Because $$B = \dfrac{\pi}{6} - A,$$ we can view the product solely as a function of $$A$$:

$$f(A) \;=\; \cos A \;\cos\!\Bigl(\dfrac{\pi}{6} - A\Bigr),$$, $$(0 < A < \dfrac{\pi}{6}).$$

To locate the maximum of $$f(A)$$ we differentiate and set the derivative to zero.

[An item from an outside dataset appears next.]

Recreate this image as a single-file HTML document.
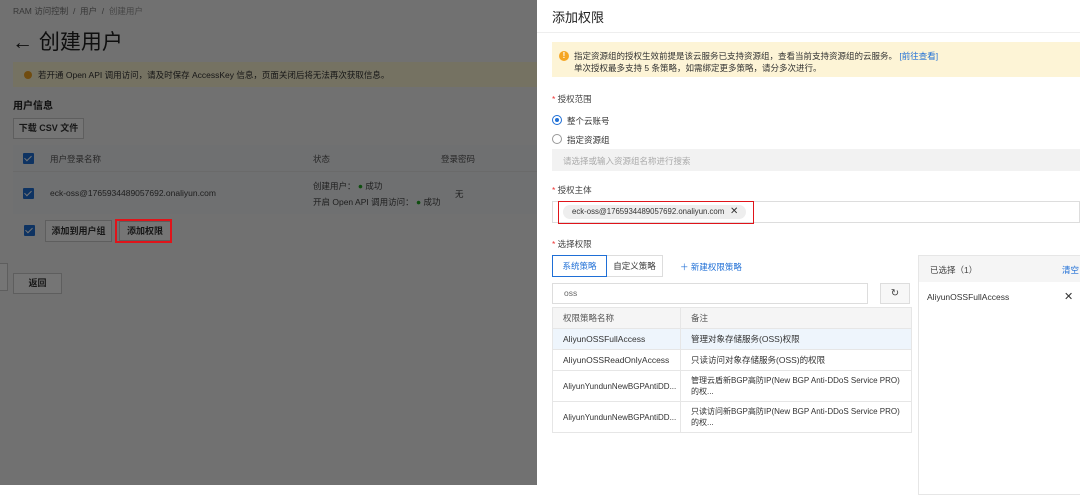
<!DOCTYPE html>
<html><head><meta charset="utf-8"><style>
*{margin:0;padding:0;box-sizing:border-box}
body{width:1080px;height:485px;overflow:hidden;position:relative;background:#fff;font-family:"Liberation Sans","Noto Sans CJK SC",sans-serif;font-size:9px;color:#333}
.a{position:absolute;white-space:nowrap}
.cb{position:absolute;width:11px;height:11px;background:#1f6fd6;border-radius:1px}
.cb:after{content:"";position:absolute;left:3px;top:1px;width:3px;height:6px;border:solid #fff;border-width:0 1.5px 1.5px 0;transform:rotate(45deg)}
.btn{position:absolute;border:1px solid #ccc;background:#fff;text-align:center;font-size:9px;color:#333;white-space:nowrap}
.ov{position:absolute;left:0;top:0;width:537px;height:485px;background:rgba(0,0,0,0.54)}
table{table-layout:fixed}
td{border:1px solid #e6e6e6;padding:0 10px;font-size:8.5px;color:#333;white-space:nowrap;overflow:hidden}
</style></head><body>
<div class="a" style="left:0;top:0;width:537px;height:485px;background:#f7f7f7"></div>
<div class="a" style="left:13px;top:5px;color:#777;font-size:8.5px">RAM 访问控制 &nbsp;/&nbsp; 用户 &nbsp;/&nbsp; <span style="color:#999">创建用户</span></div>
<div class="a" style="left:12px;top:26px;font-size:21px;color:#222">←&nbsp;创建用户</div>
<div class="a" style="left:13px;top:62px;width:524px;height:25px;background:#fff8d6"></div>
<div class="a" style="left:24px;top:71px;width:8px;height:8px;border-radius:50%;background:#f5a623"></div>
<div class="a" style="left:38px;top:69px;font-size:8.5px;color:#333">若开通 Open API 调用访问，请及时保存 AccessKey 信息，页面关闭后将无法再次获取信息。</div>
<div class="a" style="left:13px;top:97px;font-size:10px;font-weight:bold;color:#222">用户信息</div>
<div class="btn" style="left:13px;top:118px;width:71px;height:21px;line-height:19px;font-weight:bold">下载 CSV 文件</div>
<div class="a" style="left:13px;top:145px;width:524px;height:27px;background:#f2f4f7;border-bottom:1px solid #e6e6e6"></div>
<div class="a" style="left:13px;top:172px;width:524px;height:42px;background:#f2f4f7"></div>
<div class="cb" style="left:23px;top:153px"></div>
<div class="cb" style="left:23px;top:188px"></div>
<div class="cb" style="left:24px;top:225px"></div>
<div class="a" style="left:50px;top:153px;color:#555;font-size:8.5px">用户登录名称</div>
<div class="a" style="left:313px;top:153px;color:#555;font-size:8.5px">状态</div>
<div class="a" style="left:441px;top:153px;color:#555;font-size:8.5px">登录密码</div>
<div class="a" style="left:50px;top:188px;color:#444;font-size:8.5px">eck-oss@1765934489057692.onaliyun.com</div>
<div class="a" style="left:313px;top:180px;color:#444;font-size:8.5px">创建用户： <span style="color:#2a2">●</span> 成功</div>
<div class="a" style="left:313px;top:196px;color:#444;font-size:8.5px">开启 Open API 调用访问： <span style="color:#2a2">●</span> 成功</div>
<div class="a" style="left:455px;top:188px;color:#444;font-size:8.5px">无</div>
<div class="btn" style="left:45px;top:220px;width:67px;height:22px;line-height:20px;font-weight:bold">添加到用户组</div>
<div class="btn" style="left:119px;top:221px;width:52px;height:20px;line-height:18px;font-weight:bold">添加权限</div>
<div class="a" style="left:0;top:263px;width:8px;height:28px;border:1px solid #ccc;background:#fff;border-left:none"></div>
<div class="btn" style="left:13px;top:273px;width:49px;height:21px;line-height:19px;font-weight:bold">返回</div>
<div class="ov"></div>
<div class="a" style="left:115px;top:219px;width:57px;height:24px;border:2px solid #e0141a"></div>
<div class="a" style="left:552px;top:7px;font-size:13px;color:#222">添加权限</div>
<div class="a" style="left:537px;top:32px;width:543px;height:1px;background:#eee"></div>
<div class="a" style="left:552px;top:42px;width:528px;height:35px;background:#fdf4d6"></div>
<div class="a" style="left:559px;top:51px;width:10px;height:10px;border-radius:50%;background:#f5a623;color:#fff;font-size:8px;line-height:10px;text-align:center;font-weight:bold">!</div>
<div class="a" style="left:574px;top:50px;font-size:8.5px;line-height:12px;color:#333">指定资源组的授权生效前提是该云服务已支持资源组，查看当前支持资源组的云服务。 <span style="color:#1f6fd6">[前往查看]</span><br>单次授权最多支持 5 条策略，如需绑定更多策略，请分多次进行。</div>
<div class="a" style="left:552px;top:93px;font-size:8.5px;color:#444"><span style="color:#e33">*</span> 授权范围</div>
<div class="a" style="left:552px;top:115px;width:10px;height:10px;border-radius:50%;border:1px solid #1f6fd6"><div class="a" style="left:2px;top:2px;width:4px;height:4px;border-radius:50%;background:#1f6fd6"></div></div>
<div class="a" style="left:567px;top:115px;font-size:8.5px">整个云账号</div>
<div class="a" style="left:552px;top:134px;width:10px;height:10px;border-radius:50%;border:1px solid #999"></div>
<div class="a" style="left:567px;top:134px;font-size:8.5px">指定资源组</div>
<div class="a" style="left:552px;top:149px;width:528px;height:22px;background:#f2f2f2"></div>
<div class="a" style="left:563px;top:155px;font-size:8.5px;color:#aaa">请选择或输入资源组名称进行搜索</div>
<div class="a" style="left:552px;top:184px;font-size:8.5px;color:#444"><span style="color:#e33">*</span> 授权主体</div>
<div class="a" style="left:552px;top:201px;width:528px;height:22px;border:1px solid #ddd"></div>
<div class="a" style="left:563px;top:205px;width:183px;height:14px;border-radius:7px;background:#eee;font-size:7.8px;line-height:14px;padding-left:9px;color:#333">eck-oss@1765934489057692.onaliyun.com<span class="a" style="left:167px;top:0;font-size:10px">✕</span></div>
<div class="a" style="left:558px;top:201px;width:196px;height:23px;border:1.5px solid #e0141a"></div>
<div class="a" style="left:552px;top:238px;font-size:8.5px;color:#444"><span style="color:#e33">*</span> 选择权限</div>
<div class="a" style="left:552px;top:255px;width:55px;height:22px;border:1px solid #1f6fd6;color:#1f6fd6;font-size:8.5px;line-height:20px;text-align:center">系统策略</div>
<div class="a" style="left:607px;top:255px;width:56px;height:22px;border:1px solid #ddd;border-left:none;font-size:8.5px;line-height:20px;text-align:center">自定义策略</div>
<div class="a" style="left:680px;top:261px;font-size:8.5px;color:#1f6fd6">＋ 新建权限策略</div>
<div class="a" style="left:552px;top:283px;width:316px;height:21px;border:1px solid #ddd;font-size:8.5px;line-height:19px;padding-left:11px;color:#666">oss</div>
<div class="a" style="left:880px;top:283px;width:30px;height:21px;border:1px solid #ddd;background:#f7f7f7;text-align:center;line-height:19px;font-size:10px;color:#444">↻</div>
<table class="a" style="left:552px;top:307px;width:359px;border-collapse:collapse">
<colgroup><col style="width:128px"><col style="width:231px"></colgroup>
<tr style="height:21px;background:#f5f5f5"><td style="color:#555">权限策略名称</td><td style="color:#555">备注</td></tr>
<tr style="height:21px;background:#eef5fc"><td>AliyunOSSFullAccess</td><td>管理对象存储服务(OSS)权限</td></tr>
<tr style="height:21px"><td>AliyunOSSReadOnlyAccess</td><td>只读访问对象存储服务(OSS)的权限</td></tr>
<tr style="height:31px"><td style="font-size:8px">AliyunYundunNewBGPAntiDD...</td><td style="line-height:11px;font-size:8px">管理云盾新BGP高防IP(New BGP Anti-DDoS Service PRO)<br>的权...</td></tr>
<tr style="height:31px"><td style="font-size:8px">AliyunYundunNewBGPAntiDD...</td><td style="line-height:11px;font-size:8px">只读访问新BGP高防IP(New BGP Anti-DDoS Service PRO)<br>的权...</td></tr>
</table>
<div class="a" style="left:918px;top:255px;width:170px;height:240px;border:1px solid #e6e6e6"></div>
<div class="a" style="left:919px;top:256px;width:161px;height:26px;background:#f5f5f5"></div>
<div class="a" style="left:930px;top:264px;font-size:8.5px;color:#444">已选择（1）</div>
<div class="a" style="left:1062px;top:264px;font-size:8.5px;color:#1f6fd6">清空</div>
<div class="a" style="left:927px;top:292px;font-size:8.5px">AliyunOSSFullAccess</div>
<div class="a" style="left:1064px;top:290px;font-size:11px;color:#333">✕</div>
</body></html>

First compute the derivative:

$$ \begin{aligned} f'(A) &= -\sin A \;\cos\!\Bigl(\dfrac{\pi}{6} - A\Bigr) \;+\; \cos A \;\sin\!\Bigl(\dfrac{\pi}{6} - A\Bigr)\;. \end{aligned} $$

Setting $$f'(A)=0$$ gives

$$\cos A \;\sin\!\Bigl(\dfrac{\pi}{6} - A\Bigr) = \sin A \;\cos\!\Bigl(\dfrac{\pi}{6} - A\Bigr).$$

Dividing both sides by $$\cos A\;\cos\!\bigl(\dfrac{\pi}{6} - A\bigr)$$ (which is positive in the interval) yields

$$\tan\!\Bigl(\dfrac{\pi}{6} - A\Bigr) \;=\; \tan A\;.$$

The equality of the tangents forces their arguments to be equal (modulo $$\pi$$, but only the principal value lies inside our interval), so

$$\dfrac{\pi}{6} - A \;=\; A$$ $$\Longrightarrow$$ $$2A \;=\; \dfrac{\pi}{6}$$ $$\Longrightarrow$$ $$A \;=\; B \;=\; \dfrac{\pi}{12}\;.$$

Thus the product $$\cos A \cos B$$ attains its maximum when both angles are equal to $$\dfrac{\pi}{12}.$$ Let us now evaluate that product explicitly:

$$ \cos A \cos B = \cos^2\!\Bigl(\dfrac{\pi}{12}\Bigr). $$

Recall the exact value of $$\cos\dfrac{\pi}{12}$$ (which is $$\cos15^\circ$$):

$$\cos\dfrac{\pi}{12} = \cos 15^\circ = \dfrac{\sqrt6 + \sqrt2}{4} = \dfrac{\sqrt{2 + \sqrt3}}{2}\;.$$

Either form may be used; squaring the simpler radical form gives

$$ \cos^2\!\Bigl(\dfrac{\pi}{12}\Bigr) = \left(\dfrac{\sqrt{2 + \sqrt3}}{2}\right)^2 = \dfrac{\,2 + \sqrt3\,}{4}\;. $$

Now substitute this maximum product into the earlier expression for $$\tan A + \tan B$$:

$$ \tan A + \tan B\Bigl|_{\min} = \dfrac{1}{2 \,\cos A \cos B} = \dfrac{1}{2 \,\dfrac{\,2 + \sqrt3\,}{4}} = \dfrac{1}{\dfrac{\,2 + \sqrt3\,}{2}} = \dfrac{2}{\,2 + \sqrt3}\;. $$

Finally, rationalise the denominator:

$$ \dfrac{2}{\,2 + \sqrt3}\; \cdot\; \dfrac{\,2 - \sqrt3\,}{\,2 - \sqrt3\,} = \dfrac{2(2 - \sqrt3)}{(2 + \sqrt3)(2 - \sqrt3)} = \dfrac{\,4 - 2\sqrt3\,}{\,4 - 3\,} = 4 - 2\sqrt3\;. $$

Therefore the minimum positive value of $$(\tan A + \tan B)$$ is $$4 - 2\sqrt3,$$ which matches Option B.

Hence, the correct answer is Option B.